Last autumn, Iran's Ali Larijani told European Union negotiator Javier Solana that Iran could accept the Russian-E.U. proposal for an international consortium to enrich and reprocess nuclear fuel for Iran -- if the enrichment and reprocessing were done on Iranian soil.

A diplomatic device known as a nonpaper (so its existence can be denied) and dated Oct. 1, 2006, describes a "gentlemen's agreement" by the two diplomats to use the proposal "to help open the way to negotiations." When I telephoned him in Berlin last week, Solana affably but deftly warded off questions about the nonpaper, then added: "Nothing has been agreed. Nothing has been put forward in formal terms."

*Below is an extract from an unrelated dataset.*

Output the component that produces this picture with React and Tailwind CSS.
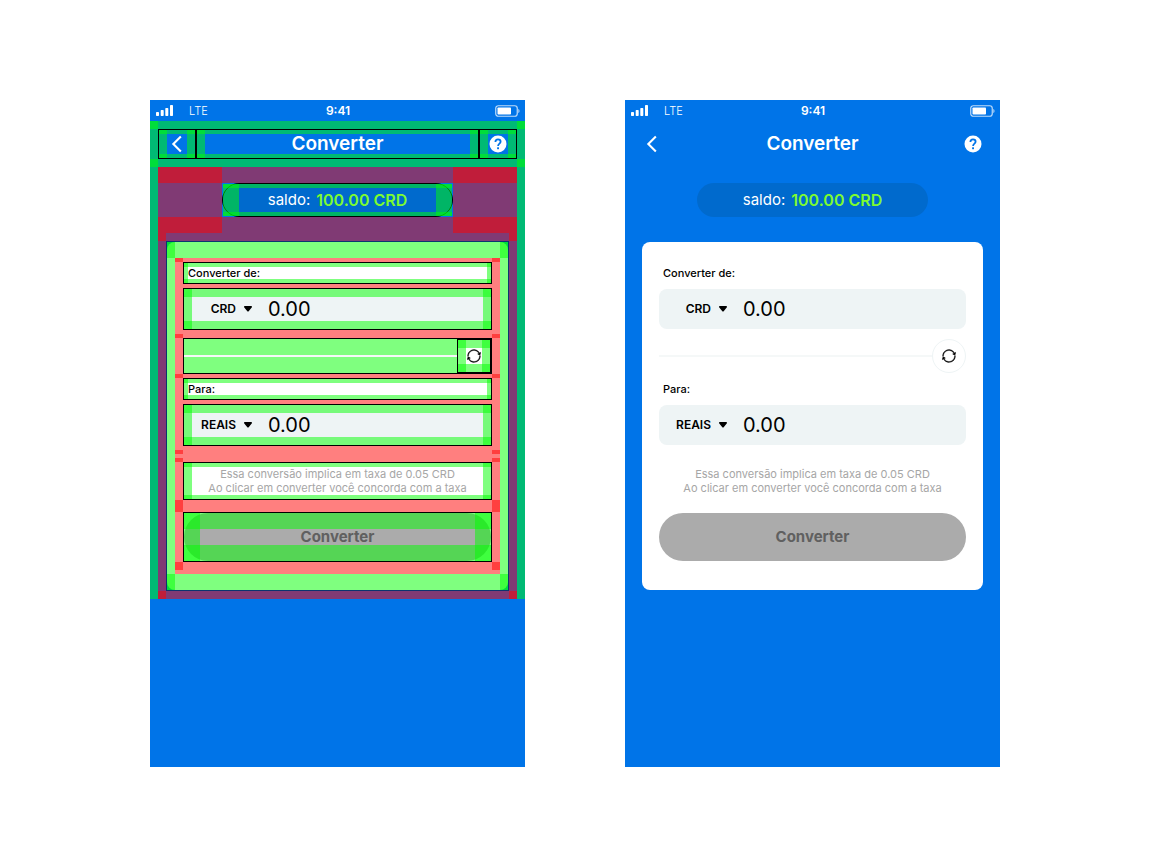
import React, { createContext, useContext, useId } from 'react';
import { IoIosSync } from 'react-icons/io';

// true when the screen is drawn with its box model on top
const SpecContext = createContext(false);

const layer = 'pointer-events-none absolute inset-0';

function Padding({ x = '', y = '' }) {
  const spec = useContext(SpecContext);
  if (!spec) return null;
  return (
    <>
      <span className={`${layer} border-[#00ff00]/50 ${x}`} />
      <span className={`${layer} border-[#00ff00]/50 ${y}`} />
    </>
  );
}

function Margin({ x = '', y = '' }) {
  const spec = useContext(SpecContext);
  if (!spec) return null;
  return (
    <>
      <span className={`${layer} border-[#ff0000]/50 ${x}`} />
      <span className={`${layer} border-[#ff0000]/50 ${y}`} />
    </>
  );
}

// element with a one pixel outline, visible only in the spec
function Box({ className = '', children }) {
  const spec = useContext(SpecContext);
  return (
    <div className={`relative border ${spec ? 'border-black' : 'border-transparent'} ${className}`}>
      {children}
    </div>
  );
}

function StatusBar() {
  return (
    <div className="grid h-[21px] grid-cols-3 items-center pl-[6px] pr-[5px] text-white">
      <div className="flex items-center gap-4">
        <svg width="17" height="11" viewBox="0 0 17 11" fill="currentColor">
          <rect x="0" y="7" width="3" height="4" rx="0.7" />
          <rect x="4.7" y="5" width="3" height="6" rx="0.7" />
          <rect x="9.3" y="3" width="3" height="8" rx="0.7" />
          <rect x="14" y="0" width="3" height="11" rx="0.7" />
        </svg>
        <span className="text-[11px] leading-4 font-light">LTE</span>
      </div>
      <span className="text-center text-[12px] leading-4 font-semibold">9:41</span>
      <svg className="justify-self-end" width="25" height="12" viewBox="0 0 25 12" fill="none">
        <rect x="0.75" y="0.75" width="21.5" height="10.5" rx="2.5" stroke="white" strokeOpacity="0.75" strokeWidth="1.2" />
        <rect x="2.5" y="2.5" width="13.5" height="7" rx="0.8" fill="white" />
        <path d="M23.2 4v4c1-.3 1.4-1.1 1.4-2s-.4-1.7-1.4-2z" fill="white" fillOpacity="0.6" />
      </svg>
    </div>
  );
}

function Header() {
  return (
    <header className="relative flex p-2">
      <Box>
        <button type="button" aria-label="Voltar" className="block px-2 py-1 text-white">
          <svg width="20" height="20" viewBox="0 0 24 24" fill="currentColor">
            <path d="M17.51 3.87 15.73 2.1 5.84 12l9.9 9.9 1.77-1.77L9.38 12z" />
          </svg>
        </button>
        <Padding x="border-x-8" y="border-y-4" />
      </Box>
      <Box className="flex-1">
        <h1 className="px-2 py-1 text-center text-[19px] leading-5 font-semibold text-white">Converter</h1>
        <Padding x="border-x-8" y="border-y-4" />
      </Box>
      <Box>
        <button type="button" aria-label="Ajuda" className="block px-2 py-1 text-white">
          <svg width="20" height="20" viewBox="0 0 20 20" fill="none">
            <circle cx="10" cy="10" r="8.5" fill="currentColor" />
            <path d="M7.4 8.1C7.4 6.4 8.5 5.4 10 5.4s2.6 1 2.6 2.4c0 1.8-2.5 2-2.5 4.2" stroke="#0074e8" strokeWidth="1.8" />
            <rect x="9.1" y="13.3" width="1.9" height="1.9" fill="#0074e8" />
          </svg>
        </button>
        <Padding x="border-x-8" y="border-y-4" />
      </Box>
      <Padding x="border-x-8" y="border-y-8" />
    </header>
  );
}

function Balance() {
  return (
    <div className="relative px-16 py-4">
      <Box className="rounded-full bg-[#006acd]">
        <p className="flex justify-center gap-[6px] px-4 py-1 text-[15px] leading-6 text-white">
          <span>saldo:</span>
          <strong className="text-[16px] font-semibold text-[#7dfb30]">100.00 CRD</strong>
        </p>
        <Padding x="border-x-[16px]" y="border-y-4" />
      </Box>
      <Margin x="border-x-[64px]" y="border-y-[16px]" />
    </div>
  );
}

function AmountField({ label, currency }) {
  const id = useId();
  return (
    <>
      <div className="relative px-2 pt-1">
        <Box>
          <label htmlFor={id} className="block p-1 text-[11px] leading-3 font-medium">{label}</label>
          <Padding x="border-x-4" y="border-y-4" />
        </Box>
        <Margin x="border-x-8" y="border-t-4" />
      </div>
      <div className="relative px-2 py-1">
        <Box>
          <div className="flex items-center rounded-lg bg-[#eef4f5] p-2">
            <select
              aria-label={`Moeda, ${label}`}
              defaultValue={currency}
              className="w-11 appearance-none bg-transparent text-right text-[12px] leading-6 font-semibold [text-align-last:right]"
            >
              <option>CRD</option>
              <option>REAIS</option>
            </select>
            <svg className="ml-2 shrink-0" width="8" height="6" viewBox="0 0 8 6" fill="currentColor">
              <path d="M1 0h6c.9 0 1.3 1 .7 1.6L4.7 5.2c-.4.4-1 .4-1.4 0L.3 1.6C-.3 1 .1 0 1 0z" />
            </svg>
            <input
              id={id}
              type="text"
              inputMode="decimal"
              defaultValue="0.00"
              className="ml-4 w-0 flex-1 bg-transparent text-[20px] leading-6 outline-none"
            />
          </div>
          <Padding x="border-x-8" y="border-y-8" />
        </Box>
        <Margin x="border-x-8 border-y-4" />
      </div>
    </>
  );
}

function SwapRow() {
  const spec = useContext(SpecContext);
  return (
    <div className="relative px-2 pt-1">
      <Box className="flex items-center">
        <div className="relative flex-1 py-4">
          <hr className="border-t-2 border-[#f5f8f8]" />
          <Padding y="border-y-[16px]" />
        </div>
        <div className={`relative border ${spec ? 'border-black' : 'rounded-full border-[#eef4f5]'}`}>
          <button type="button" aria-label="Inverter moedas" className="block p-2">
            <IoIosSync size={16} stroke="currentColor" strokeWidth={10} className="-rotate-30" />
          </button>
          <Padding x="border-x-8" y="border-y-8" />
        </div>
      </Box>
      <Margin x="border-x-8" y="border-t-4" />
    </div>
  );
}

function ConvertCard() {
  const spec = useContext(SpecContext);
  return (
    <div className="relative p-2">
      <div className={`relative border ${spec ? 'border-[#0a3470]' : 'border-transparent'}`}>
        <form className="rounded-lg bg-white px-2 py-4" onSubmit={(e) => e.preventDefault()}>
          <AmountField label="Converter de:" currency="CRD" />
          <SwapRow />
          <AmountField label="Para:" currency="REAIS" />
          <div className="relative h-1">
            <Margin x="border-x-8" y="border-t-4" />
          </div>
          <div className="relative h-1">
            <Margin y="border-t-4" />
          </div>
          <div className="relative px-2 pt-1">
            <Box>
              <p className="px-2 py-1 text-center text-[11px] leading-[14px] text-[#a6a6a6]">
                Essa conversão implica em taxa de 0.05 CRD
                <br />
                Ao clicar em converter você concorda com a taxa
              </p>
              <Padding x="border-x-8" y="border-y-4" />
            </Box>
            <Margin x="border-x-8" y="border-t-4" />
          </div>
          <div className="relative px-2 pt-3 pb-2">
            <Box>
              <button type="submit" className="block w-full rounded-full bg-[#ababab] p-4 text-[15px] leading-4 font-bold text-[#606060]">
                Converter
              </button>
              <Padding x="border-x-[16px]" y="border-y-[16px]" />
            </Box>
            <Margin x="border-x-8" y="border-t-[12px] border-b-8" />
          </div>
          <div className="relative h-1">
            <Margin y="border-t-4" />
          </div>
        </form>
        <Padding x="border-x-8" y="border-y-[16px]" />
      </div>
      <Margin x="border-x-8" y="border-y-8" />
    </div>
  );
}

function Screen({ spec = false }) {
  return (
    <SpecContext.Provider value={spec}>
      <section className="min-h-[667px] max-w-[375px] flex-1 bg-[#0074e8]">
        <StatusBar />
        <Header />
        <main className="relative px-2">
          <Balance />
          <ConvertCard />
          <Padding x="border-x-8" />
        </main>
      </section>
    </SpecContext.Provider>
  );
}

export default function App() {
  return (
    <div className="flex min-h-screen justify-center gap-[100px] bg-white py-[100px] font-[Inter,sans-serif] text-black">
      <Screen spec />
      <Screen />
    </div>
  );
}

Precisely. The Iranian condition is unacceptable to Washington. But the fact that it was put forward at all suggests that the pressures generated by the U.S. Treasury's campaign to limit finance and export credits to Iran and condemnation by the United Nations are taking a toll on the Iranians -- as these tools did on North Korea.

Bush seems to have decided to employ strategic patience in seeking a verifiable nuclear deal with North Korea and to have taken a long-range view of regional stability. He should do no less with Iran, however much manufactured outrage or contrived mockery it provokes, in Tehran or in Washington.